Legal Principle of Estoppel
The court reaffirmed the legal principle that an insurer may be estopped from asserting a policy forfeiture if its conduct misleads the insured into believing that the policy remains in effect. This principle emphasizes the fairness and equity in contractual agreements, particularly in the insurance context. The court concluded that the insurer's actions, characterized by sending notices and engaging in negotiations, could lead a reasonable person to believe that their coverage had not lapsed. By treating the insurance contract as active, the insurer created an expectation that it was bound by the terms of the policy, which the court found significant in determining the outcome of the case. The court’s reasoning thus reinforced the idea that insurers must act consistently with their contractual obligations and communicate clearly with policyholders.
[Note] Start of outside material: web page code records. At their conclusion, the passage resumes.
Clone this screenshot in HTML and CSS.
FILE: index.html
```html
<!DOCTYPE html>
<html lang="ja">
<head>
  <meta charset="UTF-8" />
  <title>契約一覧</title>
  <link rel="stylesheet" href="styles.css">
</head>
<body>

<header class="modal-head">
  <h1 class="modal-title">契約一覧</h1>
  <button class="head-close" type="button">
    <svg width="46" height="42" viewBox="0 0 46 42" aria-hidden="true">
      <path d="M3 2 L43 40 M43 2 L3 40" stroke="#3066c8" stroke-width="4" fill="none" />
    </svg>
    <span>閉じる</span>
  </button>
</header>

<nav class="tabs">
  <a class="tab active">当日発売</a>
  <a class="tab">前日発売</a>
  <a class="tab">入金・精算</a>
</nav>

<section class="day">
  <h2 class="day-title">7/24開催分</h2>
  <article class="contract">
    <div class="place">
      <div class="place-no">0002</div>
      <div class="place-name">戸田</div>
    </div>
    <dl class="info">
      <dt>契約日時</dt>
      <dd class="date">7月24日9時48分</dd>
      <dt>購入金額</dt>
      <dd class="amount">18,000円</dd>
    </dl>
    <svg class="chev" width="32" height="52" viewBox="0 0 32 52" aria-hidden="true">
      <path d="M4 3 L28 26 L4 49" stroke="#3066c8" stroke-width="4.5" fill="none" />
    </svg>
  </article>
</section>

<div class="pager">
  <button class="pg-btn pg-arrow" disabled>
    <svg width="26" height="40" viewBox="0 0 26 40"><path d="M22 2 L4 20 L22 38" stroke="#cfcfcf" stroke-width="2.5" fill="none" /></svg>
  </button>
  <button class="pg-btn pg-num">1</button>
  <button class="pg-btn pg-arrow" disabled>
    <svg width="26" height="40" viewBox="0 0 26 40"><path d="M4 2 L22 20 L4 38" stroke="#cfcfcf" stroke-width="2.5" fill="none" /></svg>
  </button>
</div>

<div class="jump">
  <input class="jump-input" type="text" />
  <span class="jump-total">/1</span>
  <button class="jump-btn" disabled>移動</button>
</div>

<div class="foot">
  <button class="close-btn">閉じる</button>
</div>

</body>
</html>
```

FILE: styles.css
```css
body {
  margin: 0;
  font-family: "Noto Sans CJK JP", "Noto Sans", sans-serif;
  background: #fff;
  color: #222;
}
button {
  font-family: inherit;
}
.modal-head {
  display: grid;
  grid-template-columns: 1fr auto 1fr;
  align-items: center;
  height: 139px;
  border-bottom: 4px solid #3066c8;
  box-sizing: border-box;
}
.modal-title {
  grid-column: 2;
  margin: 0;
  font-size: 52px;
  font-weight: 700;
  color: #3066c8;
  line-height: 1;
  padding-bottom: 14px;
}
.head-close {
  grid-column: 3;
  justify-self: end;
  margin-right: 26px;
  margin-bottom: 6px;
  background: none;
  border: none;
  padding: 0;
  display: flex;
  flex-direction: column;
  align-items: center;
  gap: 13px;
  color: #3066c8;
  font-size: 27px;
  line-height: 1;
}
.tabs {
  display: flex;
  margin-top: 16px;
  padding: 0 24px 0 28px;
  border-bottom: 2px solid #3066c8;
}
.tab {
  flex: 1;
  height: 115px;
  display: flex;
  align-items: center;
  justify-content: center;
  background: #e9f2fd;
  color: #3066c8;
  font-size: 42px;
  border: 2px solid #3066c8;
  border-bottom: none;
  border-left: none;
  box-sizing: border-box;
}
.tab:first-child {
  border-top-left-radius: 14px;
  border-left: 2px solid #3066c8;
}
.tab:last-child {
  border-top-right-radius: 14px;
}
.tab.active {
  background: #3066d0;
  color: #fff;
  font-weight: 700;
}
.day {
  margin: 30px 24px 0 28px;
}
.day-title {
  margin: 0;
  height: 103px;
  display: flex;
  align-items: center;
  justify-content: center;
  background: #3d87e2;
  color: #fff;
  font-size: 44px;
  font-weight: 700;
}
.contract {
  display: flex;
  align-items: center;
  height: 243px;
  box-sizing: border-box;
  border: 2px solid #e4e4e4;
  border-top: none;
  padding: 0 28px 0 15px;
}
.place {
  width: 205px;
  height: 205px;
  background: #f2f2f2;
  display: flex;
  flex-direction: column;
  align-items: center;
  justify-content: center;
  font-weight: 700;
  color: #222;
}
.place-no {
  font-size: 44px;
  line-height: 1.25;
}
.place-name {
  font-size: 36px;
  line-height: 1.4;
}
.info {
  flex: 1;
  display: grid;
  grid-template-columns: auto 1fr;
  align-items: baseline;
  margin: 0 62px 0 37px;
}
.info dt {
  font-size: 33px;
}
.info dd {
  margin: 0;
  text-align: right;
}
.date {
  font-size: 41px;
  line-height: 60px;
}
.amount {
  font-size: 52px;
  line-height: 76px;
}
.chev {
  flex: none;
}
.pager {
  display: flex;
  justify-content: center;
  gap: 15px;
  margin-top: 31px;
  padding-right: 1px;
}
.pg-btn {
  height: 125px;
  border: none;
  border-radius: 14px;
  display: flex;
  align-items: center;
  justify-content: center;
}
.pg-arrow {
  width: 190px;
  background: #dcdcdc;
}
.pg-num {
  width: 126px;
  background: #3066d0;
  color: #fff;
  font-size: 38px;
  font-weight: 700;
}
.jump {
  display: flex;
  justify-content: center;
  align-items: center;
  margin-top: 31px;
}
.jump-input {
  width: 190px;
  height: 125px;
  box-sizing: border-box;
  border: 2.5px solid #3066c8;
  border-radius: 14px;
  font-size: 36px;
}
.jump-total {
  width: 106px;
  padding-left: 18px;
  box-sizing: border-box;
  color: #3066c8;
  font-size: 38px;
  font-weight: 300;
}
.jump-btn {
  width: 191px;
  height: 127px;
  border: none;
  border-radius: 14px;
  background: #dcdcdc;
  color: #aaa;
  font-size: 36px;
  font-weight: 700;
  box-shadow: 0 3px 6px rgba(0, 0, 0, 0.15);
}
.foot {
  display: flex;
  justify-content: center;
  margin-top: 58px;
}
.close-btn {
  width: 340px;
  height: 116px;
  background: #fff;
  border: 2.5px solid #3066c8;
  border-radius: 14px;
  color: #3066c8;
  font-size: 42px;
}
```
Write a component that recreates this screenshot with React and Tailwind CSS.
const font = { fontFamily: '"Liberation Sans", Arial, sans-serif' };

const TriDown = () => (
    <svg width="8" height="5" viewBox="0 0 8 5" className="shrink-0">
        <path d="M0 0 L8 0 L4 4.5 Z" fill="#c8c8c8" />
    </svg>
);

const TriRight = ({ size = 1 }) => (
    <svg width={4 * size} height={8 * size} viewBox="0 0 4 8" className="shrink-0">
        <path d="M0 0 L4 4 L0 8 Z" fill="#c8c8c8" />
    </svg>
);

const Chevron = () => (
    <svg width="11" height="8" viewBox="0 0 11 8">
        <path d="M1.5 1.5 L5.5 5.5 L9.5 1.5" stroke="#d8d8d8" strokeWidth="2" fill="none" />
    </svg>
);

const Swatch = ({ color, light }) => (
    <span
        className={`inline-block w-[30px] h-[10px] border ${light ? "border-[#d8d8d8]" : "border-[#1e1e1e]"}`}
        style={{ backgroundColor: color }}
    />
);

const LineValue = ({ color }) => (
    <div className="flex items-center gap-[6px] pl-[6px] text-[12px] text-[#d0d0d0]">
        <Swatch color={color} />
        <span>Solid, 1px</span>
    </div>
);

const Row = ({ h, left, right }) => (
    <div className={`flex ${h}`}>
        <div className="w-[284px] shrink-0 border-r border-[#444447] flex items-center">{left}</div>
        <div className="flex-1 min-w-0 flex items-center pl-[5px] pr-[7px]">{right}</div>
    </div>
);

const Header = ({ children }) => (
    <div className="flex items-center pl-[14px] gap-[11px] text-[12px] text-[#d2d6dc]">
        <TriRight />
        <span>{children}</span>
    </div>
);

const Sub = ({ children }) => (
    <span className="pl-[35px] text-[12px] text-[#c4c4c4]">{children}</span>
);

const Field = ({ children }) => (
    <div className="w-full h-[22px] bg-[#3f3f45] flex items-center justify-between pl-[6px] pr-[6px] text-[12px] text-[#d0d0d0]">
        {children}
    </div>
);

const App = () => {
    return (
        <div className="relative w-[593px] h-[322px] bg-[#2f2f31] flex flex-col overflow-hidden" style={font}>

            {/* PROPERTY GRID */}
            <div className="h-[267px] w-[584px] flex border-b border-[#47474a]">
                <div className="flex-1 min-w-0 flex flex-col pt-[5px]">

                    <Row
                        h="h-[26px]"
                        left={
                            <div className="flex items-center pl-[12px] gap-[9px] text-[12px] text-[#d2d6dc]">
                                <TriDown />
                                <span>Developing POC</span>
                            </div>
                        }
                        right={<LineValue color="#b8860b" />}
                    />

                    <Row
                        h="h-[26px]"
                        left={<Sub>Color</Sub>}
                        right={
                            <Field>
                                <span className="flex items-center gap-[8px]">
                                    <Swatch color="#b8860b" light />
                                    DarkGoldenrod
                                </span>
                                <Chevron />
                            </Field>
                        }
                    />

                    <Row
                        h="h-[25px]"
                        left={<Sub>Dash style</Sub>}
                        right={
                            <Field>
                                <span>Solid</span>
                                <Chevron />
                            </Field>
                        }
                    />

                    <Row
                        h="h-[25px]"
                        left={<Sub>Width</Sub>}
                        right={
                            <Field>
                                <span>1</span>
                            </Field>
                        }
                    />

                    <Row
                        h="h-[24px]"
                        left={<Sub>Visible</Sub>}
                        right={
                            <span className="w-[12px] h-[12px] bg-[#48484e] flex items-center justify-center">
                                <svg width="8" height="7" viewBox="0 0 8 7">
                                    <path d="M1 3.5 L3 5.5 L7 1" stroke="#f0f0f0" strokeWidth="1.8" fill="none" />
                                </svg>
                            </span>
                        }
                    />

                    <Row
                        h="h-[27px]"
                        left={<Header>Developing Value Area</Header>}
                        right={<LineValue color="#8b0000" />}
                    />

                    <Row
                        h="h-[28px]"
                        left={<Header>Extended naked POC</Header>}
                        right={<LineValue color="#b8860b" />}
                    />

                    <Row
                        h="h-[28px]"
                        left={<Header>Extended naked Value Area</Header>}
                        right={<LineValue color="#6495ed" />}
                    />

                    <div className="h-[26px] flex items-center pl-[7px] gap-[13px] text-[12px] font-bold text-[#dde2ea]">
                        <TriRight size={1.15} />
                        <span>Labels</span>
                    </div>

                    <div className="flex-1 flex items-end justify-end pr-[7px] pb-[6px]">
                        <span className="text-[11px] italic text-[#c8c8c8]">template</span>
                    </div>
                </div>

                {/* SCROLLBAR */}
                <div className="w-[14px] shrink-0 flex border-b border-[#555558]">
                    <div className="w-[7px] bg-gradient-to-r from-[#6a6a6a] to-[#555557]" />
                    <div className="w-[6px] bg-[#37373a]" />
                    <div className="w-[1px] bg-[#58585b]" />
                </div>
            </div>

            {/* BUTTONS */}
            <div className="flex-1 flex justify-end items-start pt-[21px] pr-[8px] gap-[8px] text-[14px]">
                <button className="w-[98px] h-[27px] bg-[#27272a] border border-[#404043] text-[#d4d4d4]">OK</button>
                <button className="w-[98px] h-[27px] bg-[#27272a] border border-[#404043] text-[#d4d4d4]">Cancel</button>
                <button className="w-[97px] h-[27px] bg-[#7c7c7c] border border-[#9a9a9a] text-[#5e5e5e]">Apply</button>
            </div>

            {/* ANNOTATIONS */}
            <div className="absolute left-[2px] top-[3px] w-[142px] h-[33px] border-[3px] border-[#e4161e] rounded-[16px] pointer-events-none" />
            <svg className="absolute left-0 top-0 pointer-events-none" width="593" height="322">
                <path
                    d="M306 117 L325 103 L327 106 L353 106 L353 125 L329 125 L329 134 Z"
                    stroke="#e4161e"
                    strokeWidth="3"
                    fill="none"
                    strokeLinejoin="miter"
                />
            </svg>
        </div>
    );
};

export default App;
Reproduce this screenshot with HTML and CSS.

Conclusion and Affirmation of Judgment
In conclusion, the U.S. Court of Appeals for the Sixth Circuit affirmed the trial court's judgment in favor of Victorine B. Rumpel. The court determined that substantial evidence supported the conclusion that the insurer was estopped from claiming the policy had lapsed due to non-payment of premiums. The insurer's inconsistent actions and communications misled the insured into believing that the policy was still valid, which was a key factor in the court's decision. By ruling that both parties had effectively agreed that no material facts were in dispute, the court upheld the directed verdict for the plaintiff. The decision underscored the importance of clear communication in insurance contracts and reinforced the principle of estoppel in protecting policyholders' rights.